Study Techniques By Shannon July 2, 2026 7 min read

How to Make Flashcards From a PDF (The Fast Way)

Turn a PDF or lecture notes into flashcards in minutes. A step-by-step guide to making cards that trigger active recall, whether by hand or with an AI tool.

A PDF of lecture slides or a textbook chapter is a wall of passive text. Flashcards flip it into questions that force you to retrieve the answer, which is what actually moves information into long-term memory. The problem is that turning a 30-page PDF into good cards by hand is tedious, and tedium is where good intentions go to die.

Here is a faster workflow that still produces cards worth reviewing.

Why flashcards work in the first place

Flashcards are a delivery system for two of the most evidence-backed study techniques: active recall (testing yourself instead of re-reading) and spaced repetition (revisiting material just before you would forget it). A card is only doing its job if answering it makes your brain work. That single idea, making the brain work, is the test every card has to pass.

Method 1: The fast manual way

If you want full control, do it by hand, but do it efficiently:

  1. Read a section, then close the PDF. Write your cards from memory.
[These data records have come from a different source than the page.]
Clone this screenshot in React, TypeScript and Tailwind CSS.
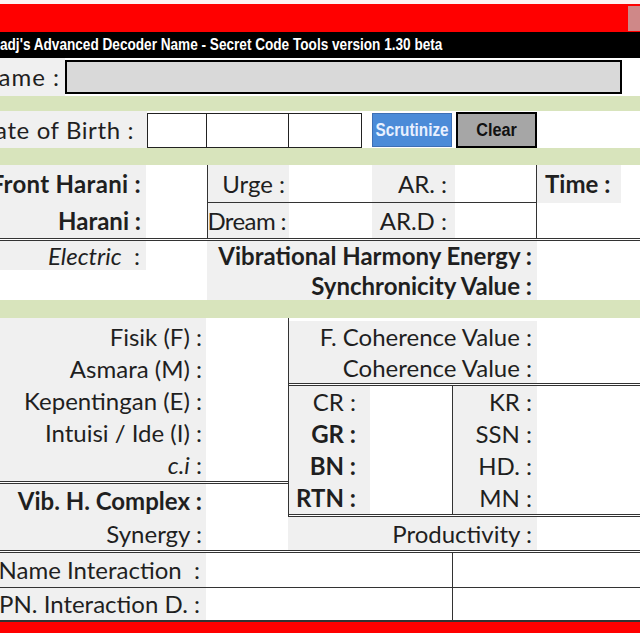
import type { ReactNode } from 'react';

// label cell: grey background, text pushed to the right edge
function Lab({ className = '', children }: { className?: string; children?: ReactNode }) {
  return (
    <div
      className={`flex items-center justify-end whitespace-nowrap bg-[#f0f0f0] leading-none ${className}`}
    >
      {children}
    </div>
  );
}

function DoubleLine({ className = '' }: { className?: string }) {
  return <div className={`h-[3px] border-y border-[#333] bg-white ${className}`} />;
}

export default function App() {
  return (
    <div className="h-[640px] w-[640px] overflow-hidden bg-white font-['Lato',sans-serif] text-[24px] text-[#1f1f1f]">
      {/* window chrome */}
      <div className="h-[4px] bg-[#fdf2f2]" />
      <div className="flex h-[28px] items-center justify-end bg-[#ff0000]">
        <div className="h-[25px] w-[12px] bg-[#cf8888]" />
      </div>
      <div className="flex h-[26px] items-center overflow-hidden bg-black">
        <span className="block origin-left scale-x-[0.85] whitespace-nowrap font-['Liberation_Sans',Arial,sans-serif] text-[16px] font-bold text-white">
          adj's Advanced Decoder Name - Secret Code Tools version 1.30 beta
        </span>
      </div>

      {/* Name */}
      <div className="flex h-[38px] items-center">
        <Lab className="h-full w-[65px] pr-[5px] tracking-[1px]">Name :</Lab>
        <div className="h-[34px] w-[557px] border-2 border-black bg-[#d9d9d9]" />
      </div>
      <div className="h-[15px] bg-[#d8e4bc]" />

      {/* Date of birth */}
      <div className="flex h-[37px]">
        <Lab className="h-full w-[147px] pr-[13px] tracking-[0.6px]">Date of Birth :</Lab>
        <div className="mt-[2px] flex h-[35px] border-y-[1.5px] border-[#222]">
          <div className="w-[60px] border-x-[1.5px] border-[#222]" />
          <div className="w-[82px] border-r-[1.5px] border-[#222]" />
          <div className="w-[73px] border-r-[1.5px] border-[#222]" />
        </div>
        <button className="ml-[10px] mt-[2px] flex h-[34px] w-[80px] items-center justify-center overflow-hidden border border-[#3d6fb5] bg-[#4b8bd8]">
          <span className="block scale-x-[0.85] whitespace-nowrap font-['Liberation_Sans',Arial,sans-serif] text-[18px] font-bold text-[#e8f0ff]">
            Scrutinize
          </span>
        </button>
        <button className="ml-[4px] mt-[1px] flex h-[36px] w-[81px] items-center justify-center border-2 border-black bg-[#a6a6a6]">
          <span className="block scale-x-[0.9] font-['Liberation_Sans',Arial,sans-serif] text-[18px] font-bold text-[#111]">
            Clear
          </span>
        </button>
      </div>
      <div className="h-[17px] bg-[#d8e4bc]" />

      {/* Harani */}
      <div className="grid h-[73px] grid-cols-[146px_61px_82px_83px_83px_82px_1fr] grid-rows-[38px_35px]">
        <Lab className="pr-[5px] font-bold tracking-[0.3px]">Front Harani :</Lab>
        <div />
        <Lab className="border-b border-l border-[#333] pr-[4px]">Urge :</Lab>
        <div className="border-b border-[#333]" />
        <Lab className="border-b border-[#333] pr-[8px]">AR. :</Lab>
        <div className="border-b border-r border-[#333]" />
        <div className="flex">
          <div className="flex w-[84px] items-center bg-[#f0f0f0] pl-[8px] font-bold leading-none">Time :</div>
        </div>
        <Lab className="pr-[5px] font-bold">Harani :</Lab>
        <div />
        <Lab className="border-l border-[#333] pr-[3px] tracking-[-0.6px]">Dream :</Lab>
        <div />
        <Lab className="pr-[8px]">AR.D :</Lab>
        <div className="border-r border-[#333]" />
        <div />
      </div>
      <DoubleLine />

      {/* Electric */}
      <div className="grid h-[59px] grid-cols-[146px_61px_330px_1fr] grid-rows-[29px_30px]">
        <Lab className="pr-[6px]">
          <span className="italic">Electric</span>&nbsp;&nbsp;:
        </Lab>
        <div className="row-span-2" />
        <div className="row-span-2 flex flex-col items-end justify-center bg-[#f0f0f0] pr-[5px] font-bold leading-[30px]">
          <span>Vibrational Harmony Energy :</span>
          <span>Synchronicity Value :</span>
        </div>
        <div className="row-span-2" />
        <div />
      </div>
      <div className="h-[18px] bg-[#d8e4bc]" />

      {/* Main values */}
      <div className="flex h-[232px]">
        <div className="flex w-[288px] flex-col">
          <div className="flex h-[163px]">
            <div className="flex w-[206px] flex-col bg-[#f0f0f0] pt-[3px]">
              <Lab className="h-[32px] pr-[4px]">Fisik (F) :</Lab>
              <Lab className="h-[32px] pr-[4px]">Asmara (M) :</Lab>
              <Lab className="h-[32px] pr-[4px]">Kepentingan (E) :</Lab>
              <Lab className="h-[32px] pr-[4px]">Intuisi / Ide (I) :</Lab>
              <Lab className="h-[32px] pr-[4px]">
                <span className="italic">c.i</span>&nbsp;:
              </Lab>
            </div>
          </div>
          <DoubleLine />
          <div className="flex h-[66px] w-[206px] flex-col bg-[#f0f0f0]">
            <Lab className="h-[33px] pr-[4px] font-bold">Vib. H. Complex :</Lab>
            <Lab className="h-[33px] pr-[4px]">Synergy :</Lab>
          </div>
        </div>

        <div className="flex flex-1 flex-col">
          <div className="flex h-[199px] flex-col border-l border-[#333]">
            <div className="h-[65px] pt-[3px]">
              <Lab className="h-[31px] w-[248px] pr-[5px]">F. Coherence Value :</Lab>
              <Lab className="h-[31px] w-[248px] pr-[5px]">Coherence Value :</Lab>
            </div>
            <DoubleLine />
            <div className="grid h-[128px] grid-cols-[81px_82px_85px_1fr] grid-rows-4">
              <Lab className="pr-[14px]">CR :</Lab>
              <div />
              <Lab className="border-l border-[#333] pr-[5px]">KR :</Lab>
              <div />
              <Lab className="pr-[14px] font-bold">GR :</Lab>
              <div />
              <Lab className="border-l border-[#333] pr-[5px]">SSN :</Lab>
              <div />
              <Lab className="pr-[14px] font-bold">BN :</Lab>
              <div />
              <Lab className="border-l border-[#333] pr-[5px]">HD. :</Lab>
              <div />
              <Lab className="pr-[14px] font-bold">RTN :</Lab>
              <div />
              <Lab className="border-l border-[#333] pr-[5px]">MN :</Lab>
              <div />
            </div>
            <DoubleLine />
          </div>
          <Lab className="h-[33px] w-[249px] pr-[5px]">Productivity :</Lab>
        </div>
      </div>
      <DoubleLine />

      {/* Interaction */}
      <div className="flex h-[34px]">
        <Lab className="w-[206px] pr-[6px]">Name Interaction&nbsp;&nbsp;:</Lab>
        <div className="w-[246px]" />
        <div className="flex-1 border-l border-[#333]" />
      </div>
      <div className="h-[1px] bg-[#333]" />
      <div className="flex h-[32px]">
        <Lab className="w-[206px] pr-[6px]">PN. Interaction D. :</Lab>
        <div className="w-[246px]" />
        <div className="flex-1 border-l border-[#333]" />
      </div>
      <div className="h-[2px] bg-[#333]" />
      <div className="h-[11px] bg-[#ff0000]" />
    </div>
  );
}
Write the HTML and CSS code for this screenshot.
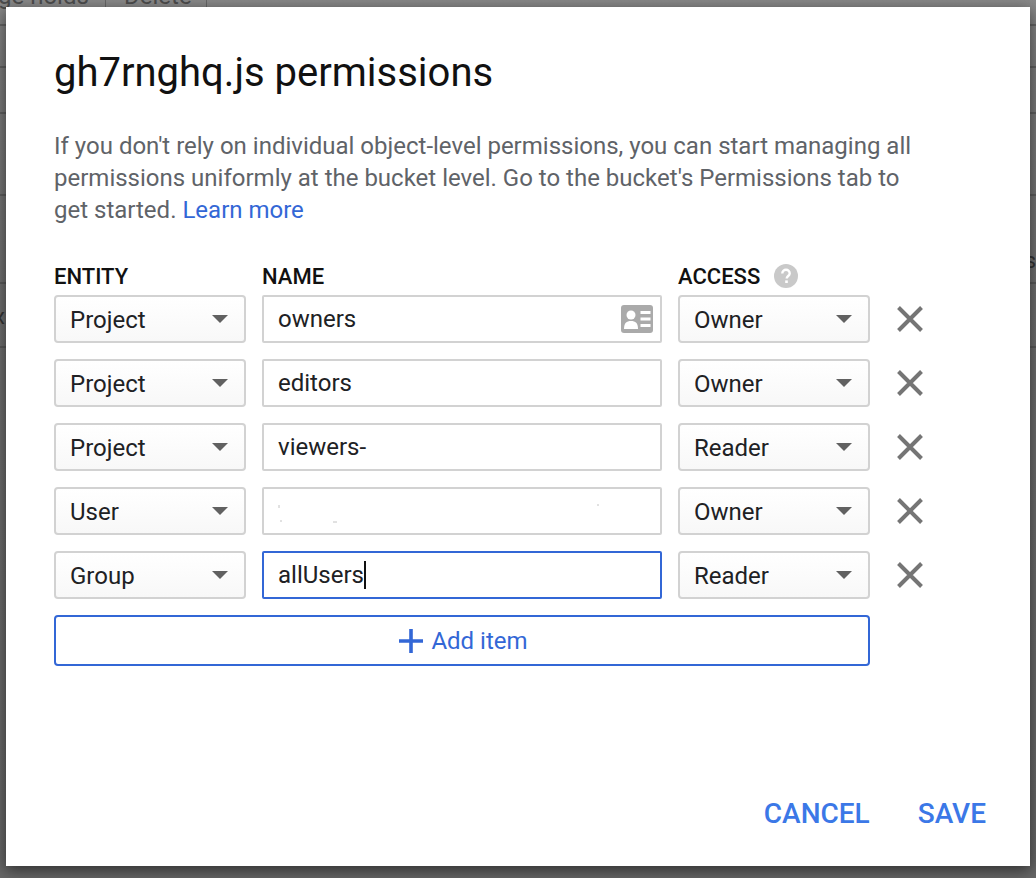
FILE: index.html
```html
<!DOCTYPE html>
<html lang="en">
<head>
    <meta charset="UTF-8">
    <title>gh7rnghq.js permissions</title>
    <link rel="stylesheet" href="styles.css">
</head>
<body>
    <!-- page behind the dialog, only the edges show -->
    <div class="backdrop">
        <div class="backdrop-top"><span class="backdrop-hold">ge holds</span><span class="backdrop-del">Delete</span></div>
        <div class="backdrop-row backdrop-row-1"></div>
        <div class="backdrop-row backdrop-row-2"></div>
        <div class="backdrop-row backdrop-row-3"></div>
        <div class="backdrop-row backdrop-row-4"><span class="backdrop-letter">s</span></div>
        <div class="backdrop-row backdrop-row-5"><span class="backdrop-mark">x</span></div>
        <div class="backdrop-row backdrop-row-6"></div>
    </div>

    <div class="dialog">
        <h1 class="dialog-title">gh7rnghq.js permissions</h1>
        <p class="dialog-text">If you don't rely on individual object-level permissions, you can start managing all permissions uniformly at the bucket level. Go to the bucket's Permissions tab to get started. <a class="link" href="#">Learn more</a></p>

        <div class="table">
            <div class="head-row">
                <div class="col-entity">ENTITY</div>
                <div class="col-name">NAME</div>
                <div class="col-access">ACCESS
                    <svg class="help-icon" viewBox="0 0 24 24" width="24" height="24"><circle cx="12" cy="12" r="12" fill="#c9c9c9"/><path d="M8.3 9.4a3.7 3.7 0 0 1 7.4 0c0 2.5-3 2.7-3 5.1" fill="none" stroke="#fff" stroke-width="2.4"/><rect x="11.2" y="16.4" width="2.6" height="2.6" fill="#fff"/></svg>
                </div>
            </div>

            <div class="row">
                <div class="select col-entity">Project<span class="caret"></span></div>
                <div class="field col-name">owners
                    <svg class="card-icon" viewBox="0 0 32 28" width="32" height="28"><rect width="32" height="28" rx="3" fill="#aaa"/><circle cx="10" cy="10" r="4.500" fill="#fff"/><path d="M3 24c0-6 2.500-8 7-8s7 2 7 8z" fill="#fff"/><path d="M19.500 7.500h10M19.500 14h10M19.500 20.500h10" stroke="#fff" stroke-width="3"/></svg>
                </div>
                <div class="select col-access">Owner<span class="caret"></span></div>
                <svg class="remove" viewBox="0 0 26 26" width="26" height="26"><path d="M1.500 1.500l23 23M24.500 1.500l-23 23" stroke="#757575" stroke-width="4"/></svg>
            </div>

            <div class="row">
                <div class="select col-entity">Project<span class="caret"></span></div>
                <div class="field col-name">editors</div>
                <div class="select col-access">Owner<span class="caret"></span></div>
                <svg class="remove" viewBox="0 0 26 26" width="26" height="26"><path d="M1.500 1.500l23 23M24.500 1.500l-23 23" stroke="#757575" stroke-width="4"/></svg>
            </div>

            <div class="row">
                <div class="select col-entity">Project<span class="caret"></span></div>
                <div class="field col-name">viewers-</div>
                <div class="select col-access">Reader<span class="caret"></span></div>
                <svg class="remove" viewBox="0 0 26 26" width="26" height="26"><path d="M1.500 1.500l23 23M24.500 1.500l-23 23" stroke="#757575" stroke-width="4"/></svg>
            </div>

            <div class="row">
                <div class="select col-entity">User<span class="caret"></span></div>
                <div class="field col-name">
                    <!-- leftovers of the blanked out address -->
                    <svg class="specks" viewBox="0 0 330 24" width="330" height="24"><path d="M1 6v3M2 22h2M55 23h4M319 6h2" stroke="#c4c4c4" stroke-width="1"/></svg>
                </div>
                <div class="select col-access">Owner<span class="caret"></span></div>
                <svg class="remove" viewBox="0 0 26 26" width="26" height="26"><path d="M1.500 1.500l23 23M24.500 1.500l-23 23" stroke="#757575" stroke-width="4"/></svg>
            </div>

            <div class="row">
                <div class="select col-entity">Group<span class="caret"></span></div>
                <div class="field field-focus col-name">allUsers<span class="text-cursor"></span></div>
                <div class="select col-access">Reader<span class="caret"></span></div>
                <svg class="remove" viewBox="0 0 26 26" width="26" height="26"><path d="M1.500 1.500l23 23M24.500 1.500l-23 23" stroke="#757575" stroke-width="4"/></svg>
            </div>

            <button class="add-btn">
                <svg viewBox="0 0 26 26" width="26" height="26"><path d="M13 1v24M1 13h24" stroke="#3367d6" stroke-width="3.600"/></svg>
                Add item
            </button>
        </div>

        <div class="actions">
            <button class="text-btn">CANCEL</button>
            <button class="text-btn">SAVE</button>
        </div>
    </div>
</body>
</html>
```

FILE: styles.css
```css
html, body {
    height: 100%;
}

body {
    margin: 0;
    padding: 7px 6px 12px;
    box-sizing: border-box;
    background-color: #6f6f6f;
    background-image: linear-gradient(to bottom, #888 0, #7c7c7c 60px, #6e6e6e 300px, #666 878px);
    font-family: Roboto, "Liberation Sans", sans-serif;
    overflow: hidden;
    color: #111;
}

/* page behind the dialog */
.backdrop {
    position: absolute;
    top: 0;
    left: 0;
    width: 1036px;
    height: 878px;
    overflow: hidden;
}

.backdrop-top {
    height: 7px;
    position: relative;
    font-size: 24px;
    color: #4c4c4c;
}

.backdrop-hold {
    position: absolute;
    left: -2px;
    top: -18px;
    padding-right: 16px;
    border-right: 1px solid #666;
}

.backdrop-del {
    position: absolute;
    left: 124px;
    top: -18px;
    padding-right: 14px;
    border-right: 1px solid #666;
}

.backdrop-row {
    position: absolute;
    left: 0;
    width: 100%;
    border-top: 2px solid rgba(70, 70, 70, 0.5);
}

.backdrop-row-1 { top: 24px; }
.backdrop-row-2 { top: 66px; }
.backdrop-row-3 { top: 112px; }
.backdrop-row-4 { top: 194px; }
.backdrop-row-5 { top: 282px; }
.backdrop-row-6 { top: 346px; }

.backdrop-letter {
    position: absolute;
    right: 0;
    top: 52px;
    font-size: 22px;
    line-height: 26px;
    color: #333;
}

.backdrop-mark {
    position: absolute;
    left: -6px;
    top: 20px;
    font-size: 22px;
    line-height: 26px;
    color: #333;
}

.dialog {
    position: relative;
    width: 1024px;
    height: 859px;
    box-sizing: border-box;
    padding: 48px 48px 0;
    background-color: #fff;
    box-shadow: 0 4px 14px rgba(0, 0, 0, 0.55);
    display: flex;
    flex-direction: column;
}

.dialog-title {
    margin: 0;
    font-size: 40px;
    line-height: 36px;
    font-weight: 400;
    color: #111;
}

.dialog-text {
    margin: 39px 0 0;
    width: 880px;
    font-size: 24px;
    line-height: 32px;
    color: #5f6368;
}

.link {
    color: #3367d6;
    text-decoration: none;
}

.table {
    margin-top: 35px;
    width: 880px;
}

.head-row {
    display: flex;
    gap: 16px;
    height: 34px;
    box-sizing: border-box;
    padding-bottom: 4px;
    align-items: center;
    font-size: 22px;
    font-weight: 500;
    color: #111;
}

.col-entity, .col-access {
    width: 192px;
    flex: none;
    box-sizing: border-box;
}

.col-name {
    width: 400px;
    flex: none;
    box-sizing: border-box;
}

.col-access {
    display: flex;
    align-items: center;
    gap: 14px;
}

.row {
    display: flex;
    gap: 16px;
    align-items: center;
    height: 48px;
    margin-bottom: 16px;
}

.select, .field {
    height: 48px;
    display: flex;
    align-items: center;
    padding: 0 14px;
    font-size: 24px;
    color: #202124;
    border: 2px solid #d2d2d2;
}

.select {
    justify-content: space-between;
    padding-top: 2px;
    border-radius: 4px;
    background-image: linear-gradient(to bottom, #fff, #f8f8f8);
}

.select .caret {
    margin-right: 2px;
    margin-bottom: 2px;
}

.field {
    justify-content: space-between;
    border-radius: 2px;
    background-color: #fff;
}

.field-focus {
    justify-content: flex-start;
    border-color: #3367d6;
}

.text-cursor {
    width: 2px;
    height: 28px;
    background-color: #111;
}

.caret {
    width: 0;
    height: 0;
    border-left: 8px solid transparent;
    border-right: 8px solid transparent;
    border-top: 8px solid #616161;
}

.card-icon {
    margin-right: -7px;
}

.specks {
    flex: none;
}

.remove {
    margin-left: 11px;
    flex: none;
}

.add-btn {
    display: flex;
    align-items: center;
    justify-content: center;
    gap: 7px;
    width: 816px;
    height: 51px;
    padding: 0 0 0 2px;
    border: 2px solid #3367d6;
    border-radius: 4px;
    background-color: #fff;
    color: #3367d6;
    font-family: inherit;
    font-size: 24px;
}

.actions {
    margin-top: auto;
    margin-right: -4px;
    margin-bottom: 36px;
    display: flex;
    justify-content: flex-end;
    gap: 48px;
}

.text-btn {
    padding: 0;
    border: none;
    background: none;
    color: #3b78e7;
    font-family: inherit;
    font-size: 28px;
    font-weight: 500;
    line-height: 32px;
}
```
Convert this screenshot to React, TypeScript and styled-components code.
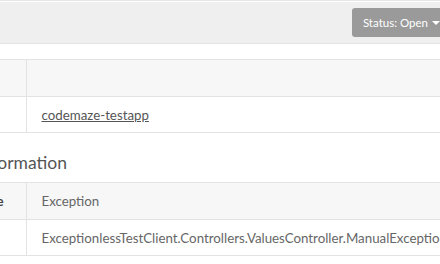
import React from "react";
import styled, { createGlobalStyle } from "styled-components";

const Global = createGlobalStyle`
  html, body { margin: 0; padding: 0; background: #fff; overflow: hidden; }
  body { font-family: "Lato", "Open Sans", sans-serif; color: #666; }
`;

const Page = styled.div`
  width: 500px;
  margin-left: -40px;
  padding-top: 1px;
  border-top: 1px solid #e6e6e6;
`;

const Toolbar = styled.div`
  display: flex;
  justify-content: flex-end;
  align-items: center;
  height: 41px;
  padding-right: 11px;
  background: #efefef;
  border-bottom: 1px solid #e3e3e3;
`;

const StatusButton = styled.button`
  display: flex;
  align-items: center;
  gap: 4px;
  height: 29px;
  padding: 0 9px 0 11px;
  border: none;
  border-radius: 3px;
  background: #9a9a9a;
  color: #fff;
  font-family: inherit;
  font-size: 11.5px;
  white-space: nowrap;
`;

const Caret = styled.span`
  width: 0;
  height: 0;
  border-left: 4px solid transparent;
  border-right: 4px solid transparent;
  border-top: 4px solid #fff;
`;

const Table = styled.table<{ $mt: number }>`
  width: 100%;
  table-layout: fixed;
  border-collapse: collapse;
  margin-top: ${(p) => p.$mt}px;
  font-size: 13.3px;
`;

const KeyCol = styled.col`
  width: 66px;
`;

const Row = styled.tr<{ $head?: boolean }>`
  background: ${(p) => (p.$head ? "#f7f7f7" : "#fff")};
  border-top: 1px solid #e3e3e3;
  border-bottom: 1px solid #e3e3e3;
  height: ${(p) => (p.$head ? "37px" : "36px")};
`;

const Cell = styled.td<{ $key?: boolean; $bold?: boolean }>`
  box-sizing: border-box;
  padding: 0 15px;
  border-right: ${(p) => (p.$key ? "1px solid #e3e3e3" : "none")};
  font-weight: ${(p) => (p.$bold ? 700 : 400)};
  color: ${(p) => (p.$bold ? "#444" : "#666")};
  white-space: nowrap;
  overflow: visible;
`;

const Link = styled.a`
  color: #555;
  text-decoration: underline;
`;

const Heading = styled.h4`
  margin: 16px 0 0 17px;
  font-size: 17.5px;
  font-weight: 400;
  color: #555;
  line-height: 28px;
  white-space: nowrap;
`;

export default function App() {
  return (
    <>
      <Global />
      <Page>
        <Toolbar>
          <StatusButton>
            Status: Open <Caret />
          </StatusButton>
        </Toolbar>
        <Table $mt={15}>
          <colgroup>
            <KeyCol />
            <col />
          </colgroup>
          <tbody>
            <Row $head>
              <Cell $key />
              <Cell />
            </Row>
            <Row>
              <Cell $key />
              <Cell>
                <Link href="#">codemaze-testapp</Link>
              </Cell>
            </Row>
          </tbody>
        </Table>
        <Heading>Information</Heading>
        <Table $mt={5}>
          <colgroup>
            <KeyCol />
            <col />
          </colgroup>
          <tbody>
            <Row $head>
              <Cell $key $bold>Type</Cell>
              <Cell>Exception</Cell>
            </Row>
            <Row>
              <Cell $key />
              <Cell>ExceptionlessTestClient.Controllers.ValuesController.ManualException</Cell>
            </Row>
          </tbody>
        </Table>
      </Page>
    </>
  );
}
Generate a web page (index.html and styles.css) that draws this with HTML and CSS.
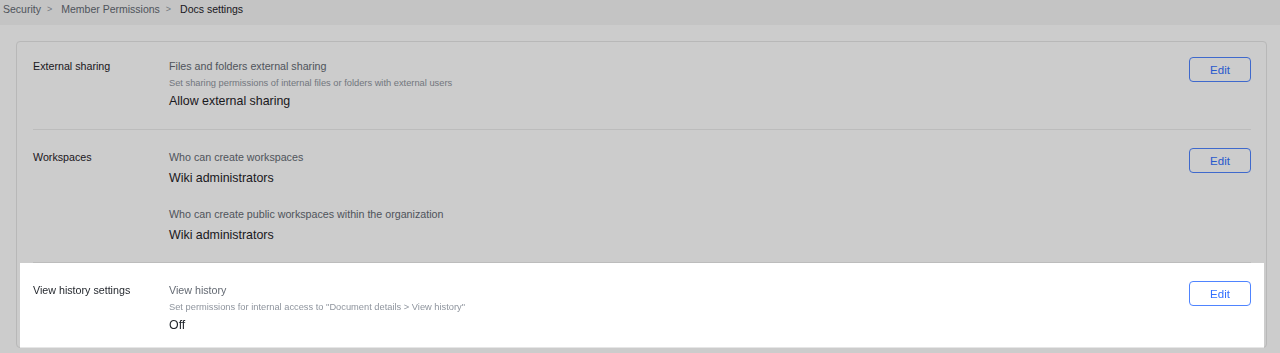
FILE: index.html
```html
<!DOCTYPE html>
<html lang="en">
<head>
    <meta charset="UTF-8">
    <meta name="viewport" content="width=device-width, initial-scale=1.0">
    <title>Docs settings</title>
    <link rel="stylesheet" href="styles.css">
</head>
<body>
    <div class="topbar">
        <span class="crumb">Security</span>
        <span class="sep">&gt;</span>
        <span class="crumb">Member Permissions</span>
        <span class="sep">&gt;</span>
        <span class="crumb current">Docs settings</span>
    </div>

    <div class="page">
        <div class="card">
            <div class="row first">
                <div class="label">External sharing</div>
                <div class="content">
                    <div class="group">
                        <div class="title">Files and folders external sharing</div>
                        <div class="desc">Set sharing permissions of internal files or folders with external users</div>
                        <div class="value">Allow external sharing</div>
                    </div>
                </div>
                <button class="edit">Edit</button>
            </div>
            <div class="divider"></div>

            <div class="row">
                <div class="label">Workspaces</div>
                <div class="content">
                    <div class="group">
                        <div class="title">Who can create workspaces</div>
                        <div class="value">Wiki administrators</div>
                    </div>
                    <div class="group">
                        <div class="title">Who can create public workspaces within the organization</div>
                        <div class="value">Wiki administrators</div>
                    </div>
                </div>
                <button class="edit">Edit</button>
            </div>
            <div class="divider"></div>

            <div class="row last spotlight">
                <div class="label">View history settings</div>
                <div class="content">
                    <div class="group">
                        <div class="title">View history</div>
                        <div class="desc">Set permissions for internal access to "Document details &gt; View history"</div>
                        <div class="value">Off</div>
                    </div>
                </div>
                <button class="edit">Edit</button>
            </div>
        </div>
    </div>

    <div class="mask"></div>
</body>
</html>
```

FILE: styles.css
```css
body {
    margin: 0;
    font-family: "Liberation Sans", Arial, sans-serif;
    background-color: #ffffff;
    color: #1f2329;
}

.topbar {
    height: 25px;
    background-color: #f5f5f5;
    display: flex;
    align-items: center;
    padding: 0 3px 8px;
    box-sizing: border-box;
    font-size: 10.5px;
}

.crumb {
    color: #646a73;
}

.crumb.current {
    color: #1f2329;
}

.sep {
    color: #8f959e;
    font-size: 9px;
    margin: 0 9px 0 6px;
}

.page {
    padding: 16px 13px 0 16px;
}

.card {
    border: 1px solid #e6e6e6;
    border-radius: 4px;
    padding: 0 2px 0 3px;
}

.row {
    display: grid;
    grid-template-columns: 136px 1fr auto;
    padding: 17px 13px 16px;
}

.row.first {
    padding-top: 14px;
    padding-bottom: 17px;
}

.row.last {
    padding-bottom: 11px;
}

.divider {
    height: 1px;
    background-color: #ebebeb;
    margin: 0 13px;
}

.label {
    font-size: 10.7px;
    line-height: 20px;
}

.group + .group {
    margin-top: 15px;
}

.title {
    font-size: 10.7px;
    line-height: 20px;
    color: #646a73;
}

.desc {
    font-size: 9.3px;
    line-height: 14px;
    color: #8f959e;
}

.value {
    font-size: 12.4px;
    line-height: 22px;
    color: #1f2329;
}

.edit {
    width: 62px;
    height: 25px;
    margin-top: 1px;
    border: 1px solid #4f84ff;
    border-radius: 4px;
    background-color: transparent;
    color: #3370ff;
    font-family: inherit;
    font-size: 11.5px;
    padding: 0;
    cursor: pointer;
}

.mask {
    position: fixed;
    inset: 0;
    background-color: rgba(0, 0, 0, 0.2);
    z-index: 1;
}

.spotlight {
    position: relative;
    z-index: 2;
    background-color: #ffffff;
    box-shadow: 0 1px 0 #e6e6e6;
}
```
If you cannot recall a point well enough to write a question about it, that is exactly the gap to capture.
  2. Phrase each card as a question, not a heading. “What are the three stages of X? ” beats a card that just says “Stages of X.”
  3. One idea per card. If an answer runs to three sentences, split it.
  4. Add a why or an example to the back. Cards that connect to something stick better than isolated facts.

This produces excellent cards, but it is slow, realistically an hour or more per chapter. Fine for one hard topic; painful for a whole module.

Method 2: Make flashcards from a PDF with AI

The faster route is to upload the whole PDF to an AI study tool that reads it and drafts question-and-answer cards for you. Your job shifts from writing to reviewing: skim the generated deck, cut anything trivial, fix anything wrong, and you have a solid set in minutes instead of hours. This is exactly what geniuspal does: upload a file and it returns flashcards, a quiz, and a summary from your content.

The AI-first tools differ a lot in quality, so it is worth seeing how the best AI flashcard makers compare before you commit to one. Whichever you use, never skip the review step. Treat the generated deck as a first draft, not the finished product.

Turning cards into a study habit

A deck you make once and never open is wasted effort. Two things turn cards into results:

  • Schedule your reviews. Slot flashcard sessions into a plan so they actually happen. Our guide on building a revision timetable shows how to fit spaced repetition into your week.
  • Lower the friction to start. Most people do not avoid flashcards because they are hard; they avoid starting. If that is you, the tactics in how to stop procrastinating while studying apply directly.

Make the cards fast, review them on a schedule, and a PDF you used to dread becomes a deck you can clear in a few focused sessions.

Frequently asked questions

How do I turn a PDF into flashcards?
Either copy each key idea into a flashcard app by hand, or upload the whole PDF to an AI study tool that reads it and drafts question-and-answer cards for you. The AI route is far faster; you just review and tidy the cards afterwards.
What makes a good flashcard?
One idea per card, phrased as a question that forces you to retrieve the answer from memory. Avoid dumping a whole paragraph onto a card. If you cannot answer it in a sentence, split it into two.
Are digital or paper flashcards better?
Paper is great for a small deck, but digital cards win once you have a lot of material because they support spaced repetition and are quick to generate from notes. The technique matters more than the format.